A technology transfer agreement for the developments achieved within the Think2Move project has been signed between CEA and the company ONWARD Medical. This agreement will enable the transition to a larger-scale, multi-center clinical trial and, ultimately, the availability of a neuroprosthesis that can be used by a greater number of patients.

Problem: Nearly 500.000 people sustain a spinal cord injury (SCI) every year, with dramatic human, societal and economical cost. In the most severe cases, the SCI leads to complete paralysis of both legs, which binds patients to a wheelchair for the rest of their life, with no treatment perspective.

Current solution: Recent advances in the field of neuroprosthetics opened prospects for solutions to alleviate some of the motor deficits associated with SCI, and thus increase the autonomy of affected patients. For example, we recently showed that the application of epidural electrical stimulation over the lumbosacral spinal cord restored standing, walking, cycling and swimming in patients with clinically incomplete and clinically complete SCI. This recovery required real-time control of the stimulation, since the individual dorsal roots of the spinal cord must be targeted with a spatial and temporal sequence that coincides with the intended movements.

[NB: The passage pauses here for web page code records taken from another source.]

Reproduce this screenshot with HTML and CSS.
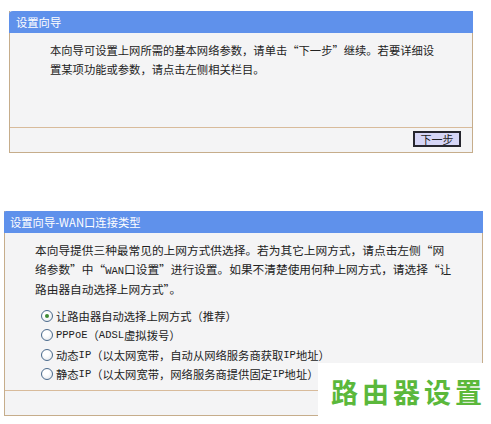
FILE: index.html
```html
<!DOCTYPE html>
<html lang="zh-CN">
<head>
    <meta charset="utf-8">
    <title>设置向导</title>
    <link rel="stylesheet" href="styles.css">
</head>
<body>

<!-- primer paso del asistente -->
<div class="panel panel-intro">
    <div class="panel-head">设置向导</div>
    <div class="panel-body">
        <p class="intro">本向导可设置上网所需的基本网络参数，请单击“下一步”继续。若要详细设置某项功能或参数，请点击左侧相关栏目。</p>
    </div>
    <div class="panel-foot">
        <button class="btn-next">下一步</button>
    </div>
</div>

<!-- tipo de conexion WAN -->
<div class="panel panel-wan">
    <div class="panel-head">设置向导-WAN口连接类型</div>
    <div class="panel-body">
        <p class="intro">本向导提供三种最常见的上网方式供选择。若为其它上网方式，请点击左侧“网络参数”中“<span class="en">WAN</span>口设置”进行设置。如果不清楚使用何种上网方式，请选择“让路由器自动选择上网方式”。</p>
        <div class="options">
            <label class="option"><span class="radio checked"></span>让路由器自动选择上网方式（推荐）</label>
            <label class="option"><span class="radio"></span><span class="en">PPPoE</span>（<span class="en">ADSL</span>虚拟拨号）</label>
            <label class="option"><span class="radio"></span>动态<span class="en">IP</span>（以太网宽带，自动从网络服务商获取<span class="en">IP</span>地址）</label>
            <label class="option"><span class="radio"></span>静态<span class="en">IP</span>（以太网宽带，网络服务商提供固定<span class="en">IP</span>地址）</label>
        </div>
    </div>
    <div class="panel-foot"></div>
</div>

<div class="watermark">路由器设置</div>

</body>
</html>
```

FILE: styles.css
```css
body {
    font-family: "Noto Sans CJK SC", "Liberation Sans", sans-serif;
    font-size: 11.3px;
    color: #222;
    background-color: #fff;
    margin: 0;
    padding: 11px 0 0 0;
    position: relative;
    height: 413px;
    overflow: hidden;
}

.en {
    font-family: "Liberation Mono", monospace;
    font-size: 10.5px;
}

.panel {
    border: 1px solid #c6ad8b;
    border-top: none;
    background-color: #f4f4f5;
}

.panel-intro {
    width: 462px;
    margin-left: 9px;
}

.panel-wan {
    width: 477px;
    margin-left: 4px;
    margin-top: 58px;
}

.panel-head {
    background-color: #5f91eb;
    color: #fff;
    height: 22px;
    line-height: 22px;
    padding-left: 7px;
    border-top-left-radius: 4px;
    margin: 0 -1px;
}

.panel-wan .panel-head {
    padding-left: 6px;
    border-top-left-radius: 2px;
}

.panel-body {
    border-bottom: 1px solid #d8bb9b;
}

.intro {
    margin: 0;
    line-height: 18.5px;
}

.panel-intro .panel-body {
    height: 86px;
    padding: 8px 37px 0 40px;
}

.panel-wan .panel-body {
    padding: 8px 29px 6px 30px;
}

.panel-wan .intro {
    font-size: 11.7px;
}

.panel-foot {
    height: 24px;
    display: flex;
    justify-content: flex-end;
    align-items: flex-start;
}

.btn-next {
    font-family: inherit;
    font-size: 11px;
    color: #222;
    background-color: #d6d6f6;
    border: 2px solid #26262e;
    width: 48px;
    height: 16px;
    padding: 0;
    line-height: 12px;
    margin: 3px 11px 0 0;
}

.options {
    margin-top: 8px;
    padding-left: 6px;
}

.option {
    display: flex;
    align-items: center;
    height: 19.3px;
}

.radio {
    width: 10px;
    height: 10px;
    border: 1px solid #4a6a8c;
    border-radius: 50%;
    background: radial-gradient(circle at 40% 35%, #fff 30%, #dfe3e8 100%);
    margin-right: 3px;
    position: relative;
}

.radio.checked::after {
    content: "";
    position: absolute;
    left: 3px;
    top: 3px;
    width: 4px;
    height: 4px;
    border-radius: 50%;
    background-color: #3f8a34;
}

.watermark {
    position: absolute;
    left: 318px;
    top: 363px;
    width: 173px;
    height: 61px;
    background-color: #fff;
    color: #5bb83b;
    font-size: 27px;
    font-weight: bold;
    letter-spacing: 4px;
    padding-left: 13px;
    line-height: 58px;
    box-sizing: border-box;
}
```
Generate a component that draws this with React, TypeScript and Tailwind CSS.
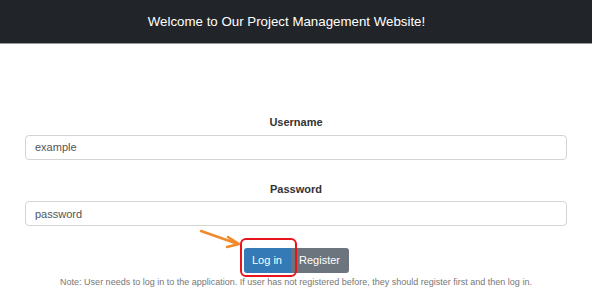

Current barriers: The detection of the intended movements is critical to synchronize the stimulation with the intended movements. We have used motion sensors to detect intended movements from movements of body parts that have not been completely paralyzed by the SCI. This approach is sufficient to detect ongoing movements, but it fails to anticipate task transitions or volitional adjustment of movement—as necessary to support mobility in everyday life. Complex motor control cannot be achieved with external sensors only and would trigger unnatural compensatory movements.

Hypothesis and approach: We previously developed a brain-spine interface (BSI) that links motor intentions decoded from recordings of motor cortex activity to the delivery of epidural electrical stimulation targeting the dorsal roots of lumbar segments. This BSI immediately restored voluntary control of walking in a non-human primate model of leg paralysis, and augmented neuroplasticity and functional recovery when combined with gait rehabilitation. Our aim is to translate this BSI concept into a treatment to overcome paralysis and augment recovery in humans with SCI. This BSI is contingent on a system capable of decoding motor intention from brain recordings. We have developed WIMAGINE, the first fully-implantable system that enables safe long-term wireless recording of motor cortex activity with high reliability in humans. WIMAGINE allowed two individuals with complete paralysis to control computer programs and a full-body exoskeleton with their motor intent.
We have interfaced WIMAGINE to an implantable neurostimulator for real-time control of epidural electrical stimulation, establishing the first fully implantable BSI for humans. We obtained approval from the Swiss Ethics committee (CER-VD2020- 01814) to implant this fully implantable BSI in three patients with chronic paralysis. In this study, we will explore the safety preliminary efficacy of this BSI to restore voluntary movement and mobility, and to increase neurological recovery in response to rehabilitation.
In this joint proposal between the CEA/Clinatec and the CHUV/EPFL teams, we propose to build on the approved proof-of-concept STIMO-BSI trial and implement new concepts to increase the degree of voluntary control allowed by the BSI and explore the exquisite details of sensorimotor neural coding. In parallel, we will develop a user-friendly portable system that will allow the participants to operate the BSI outside hospital settings. This portable BSI will support a transition to home use where the participants will test the opportunities and constraints of integrating the BSI into their everyday lives.

Expected results and impact: This project represents the unique opportunity to gather highly synergistic teams of engineers, scientists and clinicians in France and Switzerland to combine cutting-edge neurotechnologies into an integrated system that will restore voluntary control of leg movements and mobility in patients with chronic paralysis.